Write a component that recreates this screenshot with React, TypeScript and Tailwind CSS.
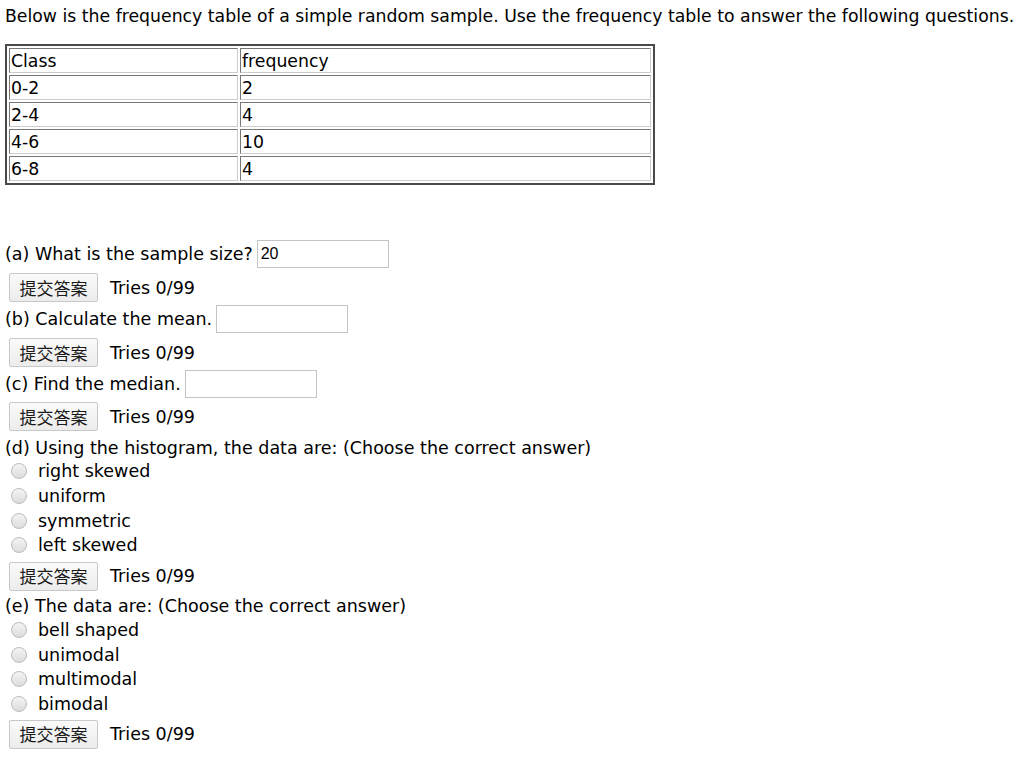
import React from "react";

const rows = [
  ["0-2", "2"],
  ["2-4", "4"],
  ["4-6", "10"],
  ["6-8", "4"],
];

function SubmitRow() {
  return (
    <div className="flex h-[29px] items-center">
      <button className="ml-1 h-[29px] w-[89px] rounded-[2px] border border-[#c8c8c8] bg-gradient-to-b from-[#fafafa] to-[#ececec] text-[17px] text-[#1a1a1a] [font-family:'Noto_Sans_CJK_SC',sans-serif]">
        提交答案
      </button>
      <span className="ml-3">Tries 0/99</span>
    </div>
  );
}

function Radio({ label }: { label: string }) {
  return (
    <div className="flex h-[24.7px] items-center">
      <span className="ml-[6px] mr-[11px] h-[16px] w-[16px] rounded-full border border-[#bcbcbc] bg-gradient-to-b from-[#f4f4f4] to-[#dcdcdc]" />
      <span>{label}</span>
    </div>
  );
}

function Question({ label, value }: { label: string; value?: string }) {
  return (
    <div className="flex h-[28px] items-center">
      <span>{label}</span>
      <input
        readOnly
        value={value ?? ""}
        className="ml-1 h-[28px] w-[132px] border border-[#c4c4c4] bg-white px-[3px] text-[16px] text-black outline-none [font-family:'Liberation_Sans',Arial,sans-serif]"
      />
    </div>
  );
}

const cell =
  "h-[25px] border border-t-[#777] border-l-[#777] border-b-[#ccc] border-r-[#ccc] px-px";

export default function App() {
  return (
    <div className="min-h-[766px] bg-white px-[5px] text-[17.3px] leading-[22px] text-black [font-family:'DejaVu_Sans',Verdana,sans-serif]">
      <p className="pt-[5px]">
        Below is the frequency table of a simple random sample. Use the frequency table to answer the following questions.
      </p>

      <table className="mt-[17px] w-[650px] border-separate border-spacing-0.5 border-2 border-[#4a4a4a]">
        <tbody>
          <tr>
            <td className={`${cell} w-[229px]`}>Class</td>
            <td className={cell}>frequency</td>
          </tr>
          {rows.map(([c, f]) => (
            <tr key={c}>
              <td className={cell}>{c}</td>
              <td className={cell}>{f}</td>
            </tr>
          ))}
        </tbody>
      </table>

      <div className="mt-[55px] flex flex-col text-[17.5px]">
        <Question label="(a) What is the sample size?" value="20" />
        <div className="mt-[5px]"><SubmitRow /></div>
        <div className="mt-[3px]"><Question label="(b) Calculate the mean." /></div>
        <div className="mt-[5px]"><SubmitRow /></div>
        <div className="mt-[3px]"><Question label="(c) Find the median." /></div>
        <div className="mt-[4px]"><SubmitRow /></div>
        <div className="mt-[6px] flex h-[22px] items-center">(d) Using the histogram, the data are: (Choose the correct answer)</div>
        <div className="flex flex-col">
          <Radio label="right skewed" />
          <Radio label="uniform" />
          <Radio label="symmetric" />
          <Radio label="left skewed" />
        </div>
        <div className="mt-[4px]"><SubmitRow /></div>
        <div className="mt-[4px] flex h-[22px] items-center">(e) The data are: (Choose the correct answer)</div>
        <div className="mt-[1px] flex flex-col">
          <Radio label="bell shaped" />
          <Radio label="unimodal" />
          <Radio label="multimodal" />
          <Radio label="bimodal" />
        </div>
        <div className="mt-[3px]"><SubmitRow /></div>
      </div>
    </div>
  );
}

> [DESCRIPTION OF THE TASK]: Identify the lines above that contain the word "React", then copy them.

> [FINAL RESULT]:
Write a component that recreates this screenshot with React, TypeScript and Tailwind CSS.
import React from "react";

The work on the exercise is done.